Set down the full listing exactly as given. Any pictures are to be left out.
* BEGIN Stored records *
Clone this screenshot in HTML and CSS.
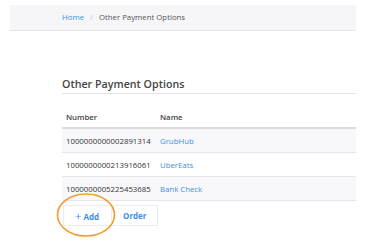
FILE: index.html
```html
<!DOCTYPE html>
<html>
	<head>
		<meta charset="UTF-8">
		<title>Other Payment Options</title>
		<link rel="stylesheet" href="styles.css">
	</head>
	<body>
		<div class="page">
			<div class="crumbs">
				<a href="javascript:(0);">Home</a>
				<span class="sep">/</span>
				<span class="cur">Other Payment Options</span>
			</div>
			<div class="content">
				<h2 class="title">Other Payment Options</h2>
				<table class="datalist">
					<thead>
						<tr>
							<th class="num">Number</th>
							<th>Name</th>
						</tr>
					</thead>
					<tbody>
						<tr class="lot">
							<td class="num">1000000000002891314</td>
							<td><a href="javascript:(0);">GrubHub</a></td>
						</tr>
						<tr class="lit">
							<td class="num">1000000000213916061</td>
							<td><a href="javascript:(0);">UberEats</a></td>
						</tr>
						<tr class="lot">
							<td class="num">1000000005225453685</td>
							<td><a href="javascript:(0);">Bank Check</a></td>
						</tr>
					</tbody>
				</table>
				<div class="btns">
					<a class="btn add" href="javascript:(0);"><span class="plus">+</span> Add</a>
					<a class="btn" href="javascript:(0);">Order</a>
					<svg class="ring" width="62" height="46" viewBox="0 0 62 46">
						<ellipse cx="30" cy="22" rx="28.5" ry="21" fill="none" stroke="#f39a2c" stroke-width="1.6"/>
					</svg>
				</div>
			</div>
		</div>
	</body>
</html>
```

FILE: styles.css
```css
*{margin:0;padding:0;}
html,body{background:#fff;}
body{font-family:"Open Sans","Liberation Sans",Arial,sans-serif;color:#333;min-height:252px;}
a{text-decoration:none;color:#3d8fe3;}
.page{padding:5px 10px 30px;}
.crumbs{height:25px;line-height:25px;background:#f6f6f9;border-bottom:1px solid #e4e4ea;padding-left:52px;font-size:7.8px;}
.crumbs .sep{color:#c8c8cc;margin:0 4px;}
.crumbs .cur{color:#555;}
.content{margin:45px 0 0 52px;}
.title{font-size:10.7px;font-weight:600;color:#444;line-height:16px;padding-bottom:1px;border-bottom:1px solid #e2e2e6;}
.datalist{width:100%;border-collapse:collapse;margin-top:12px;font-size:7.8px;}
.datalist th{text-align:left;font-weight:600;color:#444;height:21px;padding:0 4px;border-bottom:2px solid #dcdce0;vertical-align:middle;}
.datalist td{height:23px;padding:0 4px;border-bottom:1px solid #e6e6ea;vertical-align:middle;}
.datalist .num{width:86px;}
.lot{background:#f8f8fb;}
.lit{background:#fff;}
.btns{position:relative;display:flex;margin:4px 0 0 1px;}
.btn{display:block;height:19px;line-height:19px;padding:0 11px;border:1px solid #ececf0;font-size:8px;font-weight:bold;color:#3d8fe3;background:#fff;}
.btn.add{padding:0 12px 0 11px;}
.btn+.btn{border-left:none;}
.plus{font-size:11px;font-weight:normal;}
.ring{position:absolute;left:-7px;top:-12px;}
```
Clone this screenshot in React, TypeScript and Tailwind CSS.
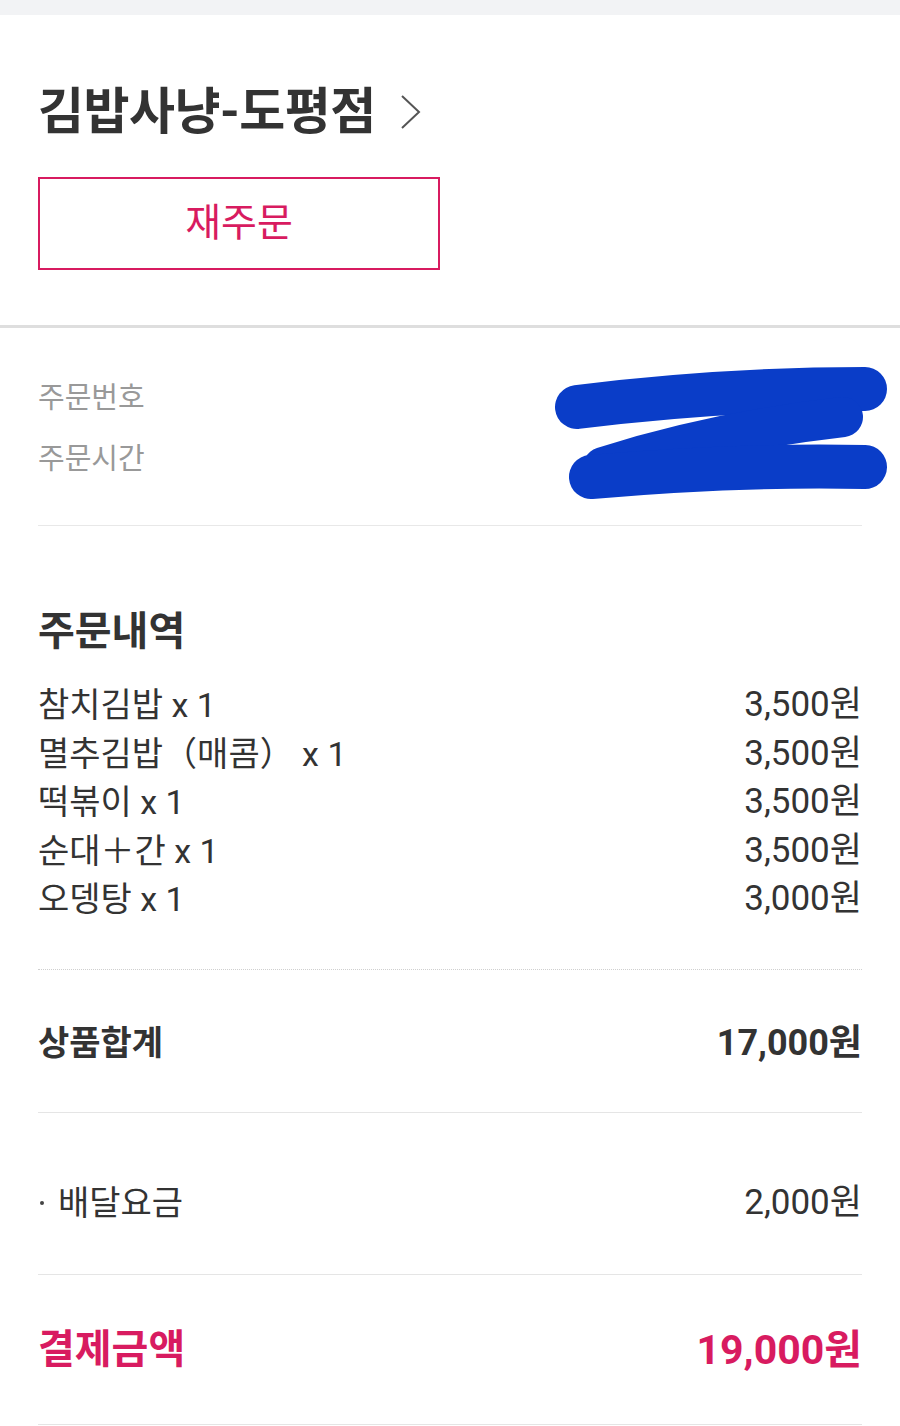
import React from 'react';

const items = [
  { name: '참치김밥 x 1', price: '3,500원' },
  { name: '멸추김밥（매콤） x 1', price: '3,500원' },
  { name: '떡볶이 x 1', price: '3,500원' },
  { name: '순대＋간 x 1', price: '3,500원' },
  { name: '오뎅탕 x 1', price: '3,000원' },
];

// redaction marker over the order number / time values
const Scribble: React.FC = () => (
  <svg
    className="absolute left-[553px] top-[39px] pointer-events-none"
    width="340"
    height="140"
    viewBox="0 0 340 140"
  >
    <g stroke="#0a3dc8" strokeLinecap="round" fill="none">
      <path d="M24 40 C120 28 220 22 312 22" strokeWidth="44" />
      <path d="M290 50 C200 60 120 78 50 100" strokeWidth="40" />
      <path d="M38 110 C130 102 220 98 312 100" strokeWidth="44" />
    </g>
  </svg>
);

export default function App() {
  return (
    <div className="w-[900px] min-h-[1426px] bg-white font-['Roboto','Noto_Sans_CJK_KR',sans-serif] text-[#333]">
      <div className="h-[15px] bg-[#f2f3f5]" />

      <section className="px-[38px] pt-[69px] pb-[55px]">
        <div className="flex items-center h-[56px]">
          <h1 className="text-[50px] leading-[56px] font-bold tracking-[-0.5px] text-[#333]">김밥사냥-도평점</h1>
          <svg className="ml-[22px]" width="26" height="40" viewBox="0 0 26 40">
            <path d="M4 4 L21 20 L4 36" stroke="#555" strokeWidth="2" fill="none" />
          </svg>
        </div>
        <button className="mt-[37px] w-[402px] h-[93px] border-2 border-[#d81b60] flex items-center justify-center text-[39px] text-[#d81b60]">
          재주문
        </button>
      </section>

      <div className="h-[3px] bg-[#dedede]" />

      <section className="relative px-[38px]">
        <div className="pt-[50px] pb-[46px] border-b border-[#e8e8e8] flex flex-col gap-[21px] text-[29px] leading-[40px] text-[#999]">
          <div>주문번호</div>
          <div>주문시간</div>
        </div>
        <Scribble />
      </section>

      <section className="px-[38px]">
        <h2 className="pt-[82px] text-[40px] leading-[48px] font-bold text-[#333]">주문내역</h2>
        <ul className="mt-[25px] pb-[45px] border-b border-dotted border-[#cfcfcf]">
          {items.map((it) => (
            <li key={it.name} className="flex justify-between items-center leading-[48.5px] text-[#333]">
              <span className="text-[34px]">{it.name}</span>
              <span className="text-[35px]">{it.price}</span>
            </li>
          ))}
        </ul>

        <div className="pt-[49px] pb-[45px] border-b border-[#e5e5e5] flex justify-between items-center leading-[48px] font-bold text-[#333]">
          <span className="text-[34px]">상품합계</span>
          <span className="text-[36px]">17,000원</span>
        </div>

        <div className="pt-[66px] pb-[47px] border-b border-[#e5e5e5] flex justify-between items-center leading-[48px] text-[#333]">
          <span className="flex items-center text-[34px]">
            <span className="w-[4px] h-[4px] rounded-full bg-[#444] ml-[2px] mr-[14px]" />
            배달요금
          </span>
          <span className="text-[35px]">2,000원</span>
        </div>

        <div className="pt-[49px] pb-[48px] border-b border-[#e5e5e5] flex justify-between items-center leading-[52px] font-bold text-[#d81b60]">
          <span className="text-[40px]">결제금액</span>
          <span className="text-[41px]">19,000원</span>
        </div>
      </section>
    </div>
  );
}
* END Stored records *
» **Full output**
Clone this screenshot in HTML and CSS.
FILE: index.html
```html
<!DOCTYPE html>
<html>
	<head>
		<meta charset="UTF-8">
		<title>Other Payment Options</title>
		<link rel="stylesheet" href="styles.css">
	</head>
	<body>
		<div class="page">
			<div class="crumbs">
				<a href="javascript:(0);">Home</a>
				<span class="sep">/</span>
				<span class="cur">Other Payment Options</span>
			</div>
			<div class="content">
				<h2 class="title">Other Payment Options</h2>
				<table class="datalist">
					<thead>
						<tr>
							<th class="num">Number</th>
							<th>Name</th>
						</tr>
					</thead>
					<tbody>
						<tr class="lot">
							<td class="num">1000000000002891314</td>
							<td><a href="javascript:(0);">GrubHub</a></td>
						</tr>
						<tr class="lit">
							<td class="num">1000000000213916061</td>
							<td><a href="javascript:(0);">UberEats</a></td>
						</tr>
						<tr class="lot">
							<td class="num">1000000005225453685</td>
							<td><a href="javascript:(0);">Bank Check</a></td>
						</tr>
					</tbody>
				</table>
				<div class="btns">
					<a class="btn add" href="javascript:(0);"><span class="plus">+</span> Add</a>
					<a class="btn" href="javascript:(0);">Order</a>
					<svg class="ring" width="62" height="46" viewBox="0 0 62 46">
						<ellipse cx="30" cy="22" rx="28.5" ry="21" fill="none" stroke="#f39a2c" stroke-width="1.6"/>
					</svg>
				</div>
			</div>
		</div>
	</body>
</html>
```

FILE: styles.css
```css
*{margin:0;padding:0;}
html,body{background:#fff;}
body{font-family:"Open Sans","Liberation Sans",Arial,sans-serif;color:#333;min-height:252px;}
a{text-decoration:none;color:#3d8fe3;}
.page{padding:5px 10px 30px;}
.crumbs{height:25px;line-height:25px;background:#f6f6f9;border-bottom:1px solid #e4e4ea;padding-left:52px;font-size:7.8px;}
.crumbs .sep{color:#c8c8cc;margin:0 4px;}
.crumbs .cur{color:#555;}
.content{margin:45px 0 0 52px;}
.title{font-size:10.7px;font-weight:600;color:#444;line-height:16px;padding-bottom:1px;border-bottom:1px solid #e2e2e6;}
.datalist{width:100%;border-collapse:collapse;margin-top:12px;font-size:7.8px;}
.datalist th{text-align:left;font-weight:600;color:#444;height:21px;padding:0 4px;border-bottom:2px solid #dcdce0;vertical-align:middle;}
.datalist td{height:23px;padding:0 4px;border-bottom:1px solid #e6e6ea;vertical-align:middle;}
.datalist .num{width:86px;}
.lot{background:#f8f8fb;}
.lit{background:#fff;}
.btns{position:relative;display:flex;margin:4px 0 0 1px;}
.btn{display:block;height:19px;line-height:19px;padding:0 11px;border:1px solid #ececf0;font-size:8px;font-weight:bold;color:#3d8fe3;background:#fff;}
.btn.add{padding:0 12px 0 11px;}
.btn+.btn{border-left:none;}
.plus{font-size:11px;font-weight:normal;}
.ring{position:absolute;left:-7px;top:-12px;}
```
Clone this screenshot in React, TypeScript and Tailwind CSS.
import React from 'react';

const items = [
  { name: '참치김밥 x 1', price: '3,500원' },
  { name: '멸추김밥（매콤） x 1', price: '3,500원' },
  { name: '떡볶이 x 1', price: '3,500원' },
  { name: '순대＋간 x 1', price: '3,500원' },
  { name: '오뎅탕 x 1', price: '3,000원' },
];

// redaction marker over the order number / time values
const Scribble: React.FC = () => (
  <svg
    className="absolute left-[553px] top-[39px] pointer-events-none"
    width="340"
    height="140"
    viewBox="0 0 340 140"
  >
    <g stroke="#0a3dc8" strokeLinecap="round" fill="none">
      <path d="M24 40 C120 28 220 22 312 22" strokeWidth="44" />
      <path d="M290 50 C200 60 120 78 50 100" strokeWidth="40" />
      <path d="M38 110 C130 102 220 98 312 100" strokeWidth="44" />
    </g>
  </svg>
);

export default function App() {
  return (
    <div className="w-[900px] min-h-[1426px] bg-white font-['Roboto','Noto_Sans_CJK_KR',sans-serif] text-[#333]">
      <div className="h-[15px] bg-[#f2f3f5]" />

      <section className="px-[38px] pt-[69px] pb-[55px]">
        <div className="flex items-center h-[56px]">
          <h1 className="text-[50px] leading-[56px] font-bold tracking-[-0.5px] text-[#333]">김밥사냥-도평점</h1>
          <svg className="ml-[22px]" width="26" height="40" viewBox="0 0 26 40">
            <path d="M4 4 L21 20 L4 36" stroke="#555" strokeWidth="2" fill="none" />
          </svg>
        </div>
        <button className="mt-[37px] w-[402px] h-[93px] border-2 border-[#d81b60] flex items-center justify-center text-[39px] text-[#d81b60]">
          재주문
        </button>
      </section>

      <div className="h-[3px] bg-[#dedede]" />

      <section className="relative px-[38px]">
        <div className="pt-[50px] pb-[46px] border-b border-[#e8e8e8] flex flex-col gap-[21px] text-[29px] leading-[40px] text-[#999]">
          <div>주문번호</div>
          <div>주문시간</div>
        </div>
        <Scribble />
      </section>

      <section className="px-[38px]">
        <h2 className="pt-[82px] text-[40px] leading-[48px] font-bold text-[#333]">주문내역</h2>
        <ul className="mt-[25px] pb-[45px] border-b border-dotted border-[#cfcfcf]">
          {items.map((it) => (
            <li key={it.name} className="flex justify-between items-center leading-[48.5px] text-[#333]">
              <span className="text-[34px]">{it.name}</span>
              <span className="text-[35px]">{it.price}</span>
            </li>
          ))}
        </ul>

        <div className="pt-[49px] pb-[45px] border-b border-[#e5e5e5] flex justify-between items-center leading-[48px] font-bold text-[#333]">
          <span className="text-[34px]">상품합계</span>
          <span className="text-[36px]">17,000원</span>
        </div>

        <div className="pt-[66px] pb-[47px] border-b border-[#e5e5e5] flex justify-between items-center leading-[48px] text-[#333]">
          <span className="flex items-center text-[34px]">
            <span className="w-[4px] h-[4px] rounded-full bg-[#444] ml-[2px] mr-[14px]" />
            배달요금
          </span>
          <span className="text-[35px]">2,000원</span>
        </div>

        <div className="pt-[49px] pb-[48px] border-b border-[#e5e5e5] flex justify-between items-center leading-[52px] font-bold text-[#d81b60]">
          <span className="text-[40px]">결제금액</span>
          <span className="text-[41px]">19,000원</span>
        </div>
      </section>
    </div>
  );
}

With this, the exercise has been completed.